Ahhh, you’ve just settled into your seat in first class, the last vestige of peace and quiet in air travel. You’re looking forward to a relaxing flight before your presentation in Hoboken in 6 hours—until the nice lady with her colicky newborn sits next to you. Don’t fret. The Sony Noise Cancelling MDR-NC50 Headphones ($200) reduce noise, stress and free-floating rage in one easy solution. You get 14dB—that’s 80%—noise reduction at 300Hz! You’ll hear more music and less environment.
The Garmin Forerunner 101 ($114) device is a personal trainer with GPS technology for accurate speed, distance and pace plus the efficiency of a wristwatch.

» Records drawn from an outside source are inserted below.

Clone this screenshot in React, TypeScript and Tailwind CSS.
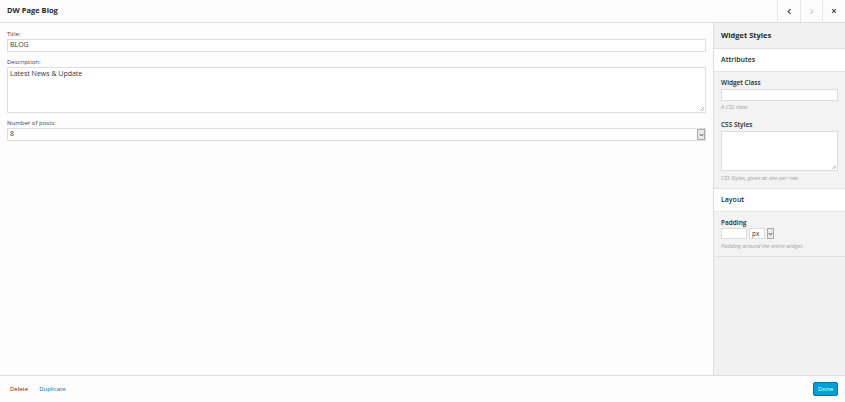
const font = { fontFamily: '"Open Sans", "Liberation Sans", sans-serif' };

const Field = ({ label, children }: { label: string; children: React.ReactNode }) => (
  <div className="mb-[6px]">
    <div className="text-[6px] leading-[8px] text-[#444] mb-[1px]">{label}</div>
    {children}
  </div>
);

const SideSection = ({ title, children }: { title: string; children: React.ReactNode }) => (
  <>
    <div className="h-[23px] bg-white border-b border-[#e5e5e5] flex items-center px-[7px] text-[7px] font-semibold text-[#23282d]">
      {title}
    </div>
    <div className="bg-[#f3f3f3] border-b border-[#e1e1e1] px-[7px] pt-[6px] pb-[6px]">{children}</div>
  </>
);

const Grip = () => (
  <svg className="absolute right-[1px] bottom-[1px]" width="4" height="4" viewBox="0 0 4 4">
    <path d="M4 0 0 4M4 2 2 4" stroke="#999" strokeWidth="0.6" />
  </svg>
);

const Caret = ({ w }: { w: string }) => (
  <span className={`${w} h-[11px] bg-[#e9e9e9] border border-[#aaa] flex items-center justify-center`}>
    <svg width="5" height="4" viewBox="0 0 6 4"><path d="M1 1l2 2 2-2" fill="none" stroke="#333" strokeWidth="1.2" /></svg>
  </span>
);

const App = () => (
  <div style={font} className="w-[845px] h-[402px] flex flex-col bg-[#fcfcfc] text-[#32373c] overflow-hidden">
    <header className="h-[23px] flex items-stretch border-b border-[#dddddd] bg-[#fcfcfc]">
      <h1 className="flex-1 flex items-center pl-[7px] text-[7.5px] font-bold text-[#23282d]">DW Page Blog</h1>
      <button className="w-[23px] border-l border-[#e5e5e5] flex items-center justify-center">
        <svg width="7" height="7" viewBox="0 0 10 10"><path d="M6.5 1.5 3 5l3.5 3.5" fill="none" stroke="#444" strokeWidth="1.6" /></svg>
      </button>
      <button className="w-[22px] border-l border-[#e5e5e5] flex items-center justify-center">
        <svg width="7" height="7" viewBox="0 0 10 10"><path d="M3.5 1.5 7 5 3.5 8.5" fill="none" stroke="#ccc" strokeWidth="1.6" /></svg>
      </button>
      <button className="w-[23px] border-l border-[#e5e5e5] flex items-center justify-center">
        <svg width="6" height="6" viewBox="0 0 10 10"><path d="M2 2l6 6M8 2 2 8" fill="none" stroke="#444" strokeWidth="1.8" /></svg>
      </button>
    </header>

    <div className="flex-1 flex min-h-0">
      <main className="flex-1 px-[7px] pt-[7px] bg-[#fdfdfd]">
        <Field label="Title:">
          <div className="h-[13px] bg-white border border-[#dddddd] flex items-center px-[2px] text-[7px] text-[#32373c]">BLOG</div>
        </Field>
        <Field label="Description:">
          <div className="relative h-[46px] bg-white border border-[#dddddd] px-[2px] pt-[1px] text-[7px] leading-[10px] text-[#32373c]">
            Latest News &amp; Update
            <Grip />
          </div>
        </Field>
        <Field label="Number of posts:">
          <div className="h-[13px] bg-white border border-[#dddddd] flex items-center pl-[2px] text-[7px] text-[#32373c]">
            <span className="flex-1">8</span>
            <Caret w="w-[8px]" />
          </div>
        </Field>
      </main>

      <aside className="w-[132px] border-l border-[#dddddd] bg-[#f1f1f1] flex flex-col">
        <div className="h-[26px] flex items-center px-[7px] text-[7.5px] font-bold text-[#23282d] border-b border-[#e1e1e1]">Widget Styles</div>
        <SideSection title="Attributes">
          <div className="text-[6.5px] font-semibold text-[#23282d] leading-[9px] mb-[2px]">Widget Class</div>
          <div className="h-[12px] bg-white border border-[#dddddd]" />
          <div className="text-[5.5px] italic text-[#a0a0a0] leading-[8px] mt-[2px] mb-[9px]">A CSS class</div>
          <div className="text-[6.5px] font-semibold text-[#23282d] leading-[9px] mb-[2px]">CSS Styles</div>
          <div className="relative h-[40px] bg-white border border-[#dddddd]">
            <Grip />
          </div>
          <div className="text-[5.5px] italic text-[#a0a0a0] leading-[8px] mt-[3px]">CSS Styles, given as one per row.</div>
        </SideSection>
        <SideSection title="Layout">
          <div className="text-[6.5px] font-semibold text-[#23282d] leading-[9px] mb-[1px]">Padding</div>
          <div className="flex gap-[2px] items-center">
            <div className="w-[26px] h-[11px] bg-white border border-[#dddddd]" />
            <div className="w-[16px] h-[11px] bg-white border border-[#dddddd] text-[6.5px] leading-[9px] px-[2px]">px</div>
            <Caret w="w-[7px]" />
          </div>
          <div className="text-[5.5px] italic text-[#a0a0a0] leading-[8px] mt-[3px]">Padding around the entire widget.</div>
        </SideSection>
      </aside>
    </div>

    <footer className="h-[27px] border-t border-[#dddddd] bg-[#fcfcfc] flex items-center px-[10px] text-[6px]">
      <a className="text-[#a00] mr-[11px]">Delete</a>
      <a className="text-[#0073aa]">Duplicate</a>
      <button className="ml-auto mr-[-3px] h-[14px] w-[25px] bg-[#00a0d2] border border-[#0073aa] rounded-[2px] text-white text-[6px]">Done</button>
    </footer>
  </div>
);

export default App;
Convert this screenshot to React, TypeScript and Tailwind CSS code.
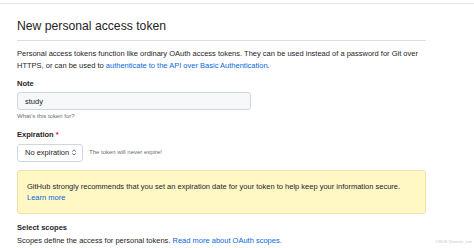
import React from 'react'

const font = { fontFamily: '"Liberation Sans", Arial, sans-serif' }

const UpDownIcon = () => (
  <svg width="6" height="7" viewBox="0 0 6 7" fill="none" stroke="#57606a" strokeWidth="0.9" aria-hidden="true">
    <path d="M1.2 2.6 L3 0.9 L4.8 2.6" />
    <path d="M1.2 4.4 L3 6.1 L4.8 4.4" />
  </svg>
)

export default function App() {
  return (
    <div className="relative h-[248px] w-[474px] overflow-hidden bg-white text-[#1f2328]" style={font}>
      <div className="mt-[3px] border-t border-[#e6e8eb]" />

      <div className="pl-[17px] w-[426px]">
        {/* Header */}
        <div className="mt-[13px] border-b border-[#d8dee4] pb-[5px]">
          <h2 className="text-[12.2px] leading-[18px] font-normal">New personal access token</h2>
        </div>

        <p className="mt-[7px] text-[7.5px] leading-[12.4px]">
          Personal access tokens function like ordinary OAuth access tokens. They can be used instead of a password for Git over
          HTTPS, or can be used to{' '}
          <a className="text-[#0969da]">authenticate to the API over Basic Authentication</a>.
        </p>

        {/* Note */}
        <div className="mt-[5px] text-[7.5px] leading-[12.6px] font-bold">Note</div>
        <div className="mt-[2px] flex h-[18px] w-[234px] items-center rounded-[3px] border border-[#d0d7de] bg-[#f6f8fa] px-[7px] text-[7.5px]">
          study
        </div>
        <div className="mt-[1px] text-[6px] leading-[10.8px] text-[#656d76]">What’s this token for?</div>

        {/* Expiration */}
        <div className="mt-[7px] text-[7.5px] leading-[12.6px] font-bold">
          Expiration <span className="text-[#d1242f]">*</span>
        </div>
        <div className="mt-[2px] flex items-center gap-[6px]">
          <div className="flex h-[18px] w-[66px] items-center justify-between whitespace-nowrap rounded-[3px] border border-[#d0d7de] bg-white pl-[7px] pr-[5px] text-[7.5px]">
            <span>No expiration</span>
            <UpDownIcon />
          </div>
          <span className="whitespace-nowrap text-[6px] text-[#656d76]">The token will never expire!</span>
        </div>

        {/* Warning */}
        <div className="mt-[8px] flex h-[44px] w-[409px] flex-col justify-center rounded-[3px] border border-[#f2e2a4] bg-[#fff8c5] px-[9px] text-[7.5px] leading-[11px]">
          <span>GitHub strongly recommends that you set an expiration date for your token to help keep your information secure.</span>
          <a className="text-[#0969da]">Learn more</a>
        </div>

        {/* Scopes */}
        <div className="mt-[8px] text-[7.5px] leading-[12.6px] font-bold">Select scopes</div>
        <div className="mt-[1px] text-[7.5px] leading-[12.6px]">
          Scopes define the access for personal tokens.{' '}
          <a className="text-[#0969da]">Read more about OAuth scopes.</a>
        </div>
      </div>

      <div className="absolute right-[2px] top-[239px] text-[4px] text-[#c8c8c8]">CSDN @weixin_xue</div>
    </div>
  )
}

Use it, and you won’t have to mark your path with breadcrumbs to find your way home. You’ll also be able to measure how fast and far you went a week, a month or 2 years ago. If you want to hike the trails less traveled, leave the navigation to Garmin.

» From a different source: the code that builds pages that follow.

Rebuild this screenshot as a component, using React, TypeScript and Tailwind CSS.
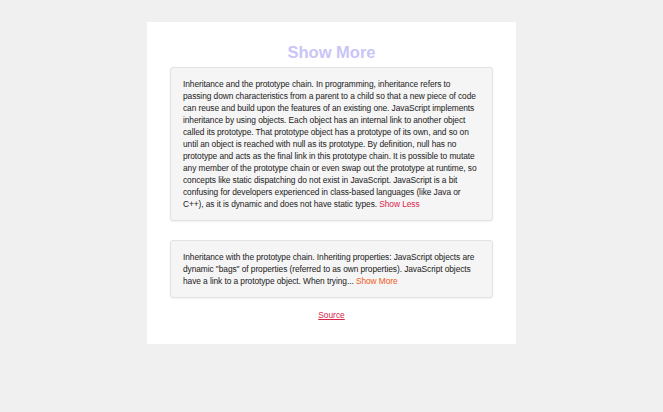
import React from "react";

export default function App() {
  return (
    <div className="min-h-screen w-full bg-[#f0f0f0] pt-[22px] font-['Liberation_Sans',Arial,sans-serif]">
      <div className="mx-auto w-[369px] bg-white px-[23px] pt-[21px] pb-[23px]">
        <h2 className="text-center text-[16.5px] font-bold leading-[19px] text-[#cac5f7] mb-[5px]">
          Show More
        </h2>
        <div className="rounded-[3px] border border-[#e2e2e2] bg-[#f5f5f5] px-[12px] py-[10px] text-[8.4px] leading-[12px] tracking-[-0.08px] text-[#222] shadow-[0_1px_2px_rgba(0,0,0,0.06)]">
          Inheritance and the prototype chain. In programming, inheritance refers to passing down characteristics from a parent to a child so that a new piece of code can reuse and build upon the features of an existing one. JavaScript implements inheritance by using objects. Each object has an internal link to another object called its prototype. That prototype object has a prototype of its own, and so on until an object is reached with null as its prototype. By definition, null has no prototype and acts as the final link in this prototype chain. It is possible to mutate any member of the prototype chain or even swap out the prototype at runtime, so concepts like static dispatching do not exist in JavaScript. JavaScript is a bit confusing for developers experienced in class-based languages (like Java or C++), as it is dynamic and does not have static types.{" "}
          <span className="text-[#d9254a]">Show Less</span>
        </div>
        <div className="mt-[19px] rounded-[3px] border border-[#e2e2e2] bg-[#f5f5f5] px-[12px] py-[10px] text-[8.4px] leading-[12px] tracking-[-0.08px] text-[#222] shadow-[0_1px_2px_rgba(0,0,0,0.06)]">
          Inheritance with the prototype chain. Inheriting properties: JavaScript objects are dynamic "bags" of properties (referred to as own properties). JavaScript objects have a link to a prototype object. When trying...{" "}
          <span className="text-[#f2591c]">Show More</span>
        </div>
        <div className="mt-[11px] text-center text-[8.4px] leading-[12px]">
          <a className="text-[#d9254a] underline">Source</a>
        </div>
      </div>
    </div>
  );
}
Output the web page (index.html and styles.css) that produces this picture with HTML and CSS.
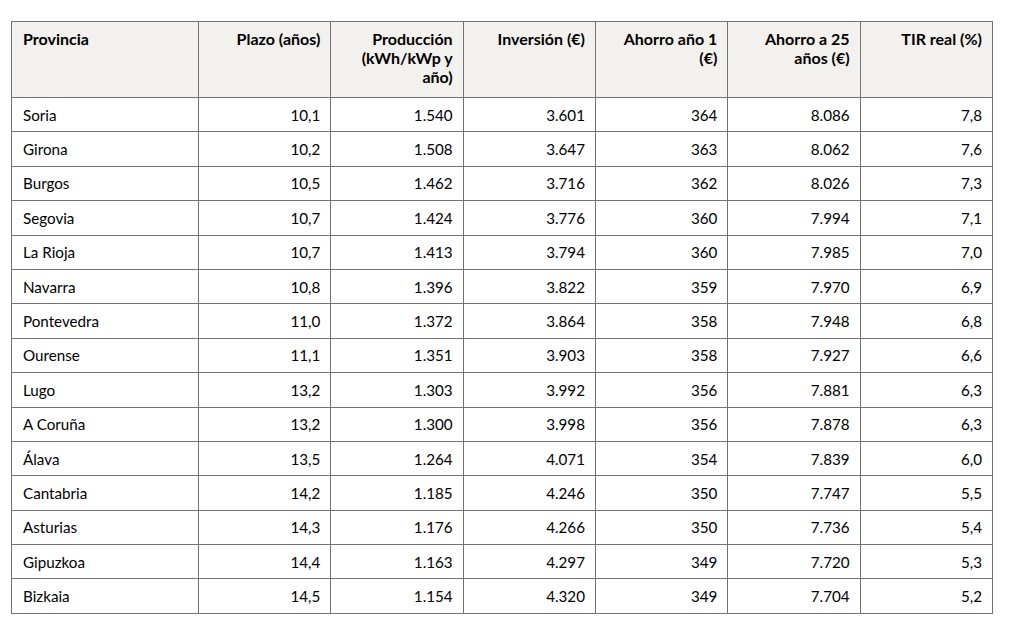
FILE: index.html
```html
<!DOCTYPE html>
<html lang="es">
<head>
<meta charset="utf-8">
<title>Rentabilidad por provincia</title>
<link rel="stylesheet" href="styles.css">
</head>
<body>
<table class="data">
  <colgroup>
    <col class="c-prov">
    <col class="c-num"><col class="c-num"><col class="c-num"><col class="c-num"><col class="c-num"><col class="c-num">
  </colgroup>
  <thead>
    <tr>
      <th class="left">Provincia</th>
      <th>Plazo (años)</th>
      <th>Producción (kWh/kWp y año)</th>
      <th>Inversión (€)</th>
      <th>Ahorro año 1 (€)</th>
      <th>Ahorro a 25 años (€)</th>
      <th>TIR real (%)</th>
    </tr>
  </thead>
  <tbody>
    <tr><td class="left">Soria</td><td>10,1</td><td>1.540</td><td>3.601</td><td>364</td><td>8.086</td><td>7,8</td></tr>
    <tr><td class="left">Girona</td><td>10,2</td><td>1.508</td><td>3.647</td><td>363</td><td>8.062</td><td>7,6</td></tr>
    <tr><td class="left">Burgos</td><td>10,5</td><td>1.462</td><td>3.716</td><td>362</td><td>8.026</td><td>7,3</td></tr>
    <tr><td class="left">Segovia</td><td>10,7</td><td>1.424</td><td>3.776</td><td>360</td><td>7.994</td><td>7,1</td></tr>
    <tr><td class="left">La Rioja</td><td>10,7</td><td>1.413</td><td>3.794</td><td>360</td><td>7.985</td><td>7,0</td></tr>
    <tr><td class="left">Navarra</td><td>10,8</td><td>1.396</td><td>3.822</td><td>359</td><td>7.970</td><td>6,9</td></tr>
    <tr><td class="left">Pontevedra</td><td>11,0</td><td>1.372</td><td>3.864</td><td>358</td><td>7.948</td><td>6,8</td></tr>
    <tr><td class="left">Ourense</td><td>11,1</td><td>1.351</td><td>3.903</td><td>358</td><td>7.927</td><td>6,6</td></tr>
    <tr><td class="left">Lugo</td><td>13,2</td><td>1.303</td><td>3.992</td><td>356</td><td>7.881</td><td>6,3</td></tr>
    <tr><td class="left">A Coruña</td><td>13,2</td><td>1.300</td><td>3.998</td><td>356</td><td>7.878</td><td>6,3</td></tr>
    <tr><td class="left">Álava</td><td>13,5</td><td>1.264</td><td>4.071</td><td>354</td><td>7.839</td><td>6,0</td></tr>
    <tr><td class="left">Cantabria</td><td>14,2</td><td>1.185</td><td>4.246</td><td>350</td><td>7.747</td><td>5,5</td></tr>
    <tr><td class="left">Asturias</td><td>14,3</td><td>1.176</td><td>4.266</td><td>350</td><td>7.736</td><td>5,4</td></tr>
    <tr><td class="left">Gipuzkoa</td><td>14,4</td><td>1.163</td><td>4.297</td><td>349</td><td>7.720</td><td>5,3</td></tr>
    <tr><td class="left">Bizkaia</td><td>14,5</td><td>1.154</td><td>4.320</td><td>349</td><td>7.704</td><td>5,2</td></tr>
  </tbody>
</table>
</body>
</html>
```
FILE: styles.css
```css
html, body {
  margin: 0;
  padding: 0;
  background: #ffffff;
}
body {
  padding: 21px 0 0 11px;
  font-family: Lato, "Liberation Sans", sans-serif;
  color: #000000;
}
.data {
  border-collapse: collapse;
  table-layout: fixed;
  width: 981px;
}
.c-prov { width: 187px; }
.c-num { width: 132.33px; }
.data th,
.data td {
  border: 1px solid #737373;
  text-align: right;
  padding: 0 10px 0 11px;
}
.data th {
  background: #f2f1ee;
  font-weight: bold;
  font-size: 16px;
  vertical-align: top;
  height: 76px;
  box-sizing: border-box;
  padding-top: 7px;
  line-height: 19px;
  color: #000000;
}
.data td {
  font-size: 15.2px;
  height: 34.4px;
  box-sizing: border-box;
  line-height: 18px;
  vertical-align: middle;
}
.data .left { text-align: left; }
```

Jetboil ($80) is the first in a revolutionary new line of Personal Cooking Systems that offer a fast, simple solution to cooking hot food in the outdoors, or heating up coffee or soup at midnight in the wilds of your office cubicle. Integrating burner and cookware, Jetboil’s design relies on a quick and efficient proprietary heat transfer system. This light, compact and expandable appliance is just the ticket for the guy on the go (or in leg irons at the office).
Whether you spend the day playing park ranger or wave hunter, Motorola Talkabout 2-Wave Radios ($50-100) do the job. Covering an 8-mile distance with 22 channels (8 of them weather), they’re great for camping, surf trips, or tracking your buddy down at a trade show (while looking official).

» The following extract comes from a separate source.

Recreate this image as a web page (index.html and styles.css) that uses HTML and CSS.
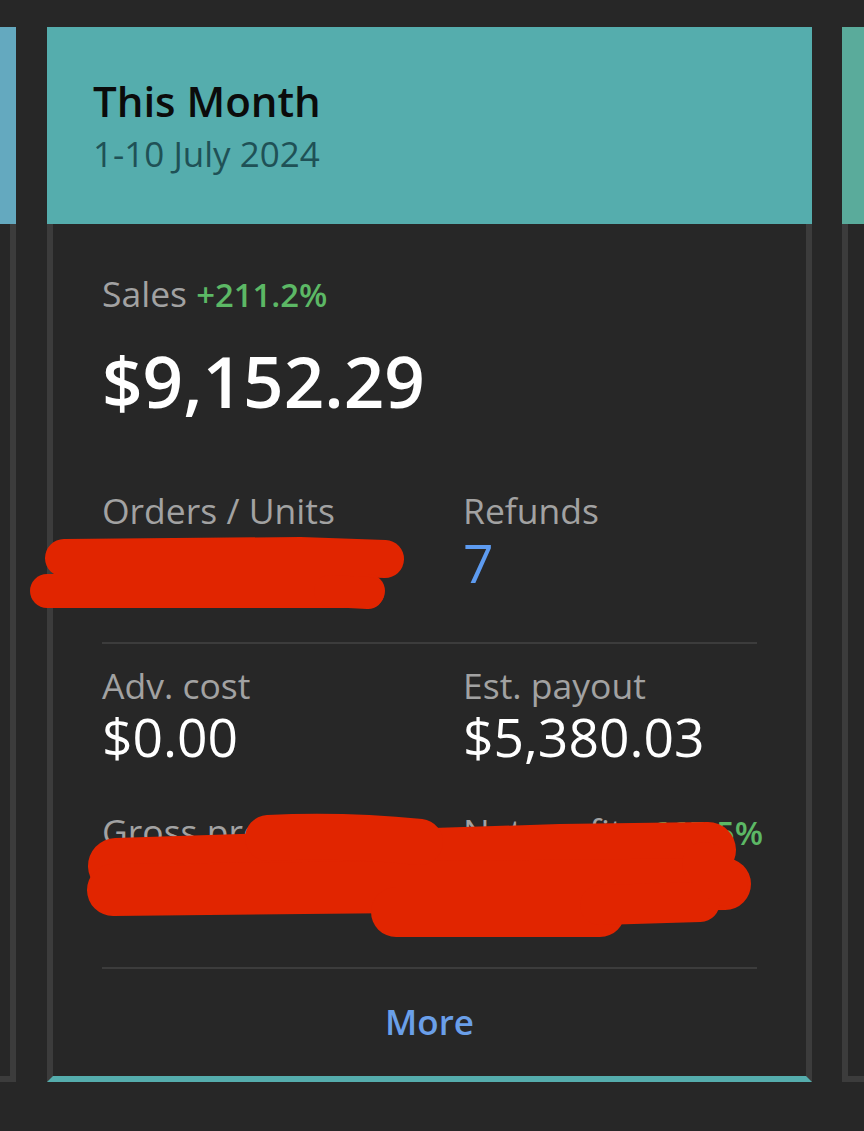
FILE: index.html
```html
<!DOCTYPE html>
<html lang="en">
<head>
<meta charset="utf-8">
<title>This Month</title>
<link rel="stylesheet" href="styles.css">
</head>
<body>
<div class="deck">
  <section class="card card--left">
    <header class="card-head head-blue"></header>
    <div class="card-body"></div>
  </section>

  <section class="card card--main">
    <header class="card-head head-teal">
      <h1 class="head-title">This Month</h1>
      <p class="head-sub">1-10 July 2024</p>
    </header>
    <div class="card-body body-main">
      <div class="sales-line"><span class="lbl">Sales</span> <span class="up">+211.2%</span></div>
      <div class="sales-total">$9,152.29</div>

      <div class="stats stats--first">
        <div class="stat">
          <div class="lbl">Orders / Units</div>
          <div class="val">000 / 000</div>
        </div>
        <div class="stat">
          <div class="lbl">Refunds</div>
          <div class="val val--link">7</div>
        </div>
      </div>

      <div class="rule rule--one"></div>

      <div class="stats stats--second">
        <div class="stat">
          <div class="lbl">Adv. cost</div>
          <div class="val">$0.00</div>
        </div>
        <div class="stat">
          <div class="lbl">Est. payout</div>
          <div class="val">$5,380.03</div>
        </div>
      </div>

      <div class="stats stats--third">
        <div class="stat">
          <div class="lbl">Gross profit</div>
          <div class="val">$0,000.00</div>
        </div>
        <div class="stat">
          <div class="lbl">Net profit <span class="up">+665.5%</span></div>
          <div class="val">$0,000.00</div>
        </div>
      </div>

      <div class="rule rule--two"></div>

      <div class="more">More</div>
    </div>
  </section>

  <section class="card card--right">
    <header class="card-head head-green"></header>
    <div class="card-body"></div>
  </section>
</div>

<svg class="redact" width="864" height="1131" viewBox="0 0 864 1131" aria-hidden="true">
  <g fill="none" stroke="#e12500" stroke-linecap="round" stroke-linejoin="round">
    <path d="M64 558 L300 556 L385 559" stroke-width="38"/>
    <path d="M47 591 L368 591" stroke-width="34"/>
    <path d="M330 591 L368 593" stroke-width="32"/>
    <path d="M116 866 L560 852 L708 850" stroke-width="56"/>
    <path d="M113 890 L725 884" stroke-width="52"/>
    <path d="M268 838 C330 835 380 838 420 842" stroke-width="46"/>
    <path d="M396 912 L600 912" stroke-width="50"/>
    <path d="M600 905 L700 902" stroke-width="40"/>
    <path d="M704 864 L726 884" stroke-width="44"/>
  </g>
</svg>
</body>
</html>
```

FILE: styles.css
```css
html, body {
  margin: 0;
  padding: 0;
}

body {
  background: #272727;
  height: 1131px;
  overflow: hidden;
  position: relative;
  font-family: "Open Sans", "Noto Sans", sans-serif;
}

.deck {
  display: flex;
  gap: 31px;
  padding-top: 27px;
  margin-left: -751px;
  width: max-content;
}

.card {
  display: flex;
  flex-direction: column;
  flex: none;
  width: 765px;
}

.card--left {
  width: 767px;
}

.card--right {
  margin-left: -1px;
}

.card-head {
  box-sizing: border-box;
  height: 197px;
  padding: 50px 46px 0;
}

.head-blue { background: #64a9bf; }
.head-teal { background: #55adad; }
.head-green { background: #5aab9b; }

.card-body {
  box-sizing: border-box;
  height: 858px;
  border: 6px solid #3c3c3c;
  border-top: 0;
}

.body-main {
  border-bottom-color: #55adad;
  padding: 47px 49px 32px;
  display: flex;
  flex-direction: column;
}

.head-title {
  margin: 0;
  font-size: 42px;
  line-height: 48px;
  font-weight: 600;
  color: #0b0b0b;
}

.head-sub {
  margin: 7px 0 0;
  font-size: 35px;
  line-height: 44px;
  font-weight: 400;
  color: #1f5156;
}

.lbl {
  color: #a2a2a2;
  font-size: 35.5px;
  line-height: 44px;
}

.up {
  color: #5cb865;
  font-weight: 600;
  font-size: 32.8px;
}

.sales-line {
  font-size: 35.5px;
  line-height: 44px;
  white-space: nowrap;
}

.sales-total {
  margin-top: 24px;
  font-size: 71px;
  line-height: 80px;
  font-weight: 600;
  color: #ffffff;
}

.stats {
  display: grid;
  grid-template-columns: 361px 1fr;
}

.stats--first { margin-top: 67px; }
.stats--second { margin-top: 19px; }
.stats--third { margin-top: 42px; }

.stat .lbl {
  white-space: nowrap;
}

.val {
  font-size: 53.4px;
  line-height: 60px;
  color: #ffffff;
  white-space: nowrap;
}

.stats--first .val { margin-top: 1px; }
.stats--second .val,
.stats--third .val { margin-top: 0; }

.val--link {
  color: #5d9bf0;
}

.rule {
  height: 2px;
  background: #3c3c3c;
}

.rule--one { margin-top: 49px; }
.rule--two { margin-top: 52px; }

.more {
  margin-top: 31px;
  text-align: center;
  font-size: 35px;
  line-height: 44px;
  font-weight: 600;
  color: #6a9fe9;
}

.redact {
  position: absolute;
  top: 0;
  left: 0;
  pointer-events: none;
}
```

Emergency Broadcast System
With a dash of WWII charm, the L.L.Bean FR-200 AM/FM Shortwave Radio ($40) helps keep you informed without batteries. This portable crank radio includes AM/FM and a worldband tuner. It provides an hour of listening with one minute of cranking, and features an emergency light and rechargeable battery. A great gift for conspiracy theorists or those unhinged by a power outage.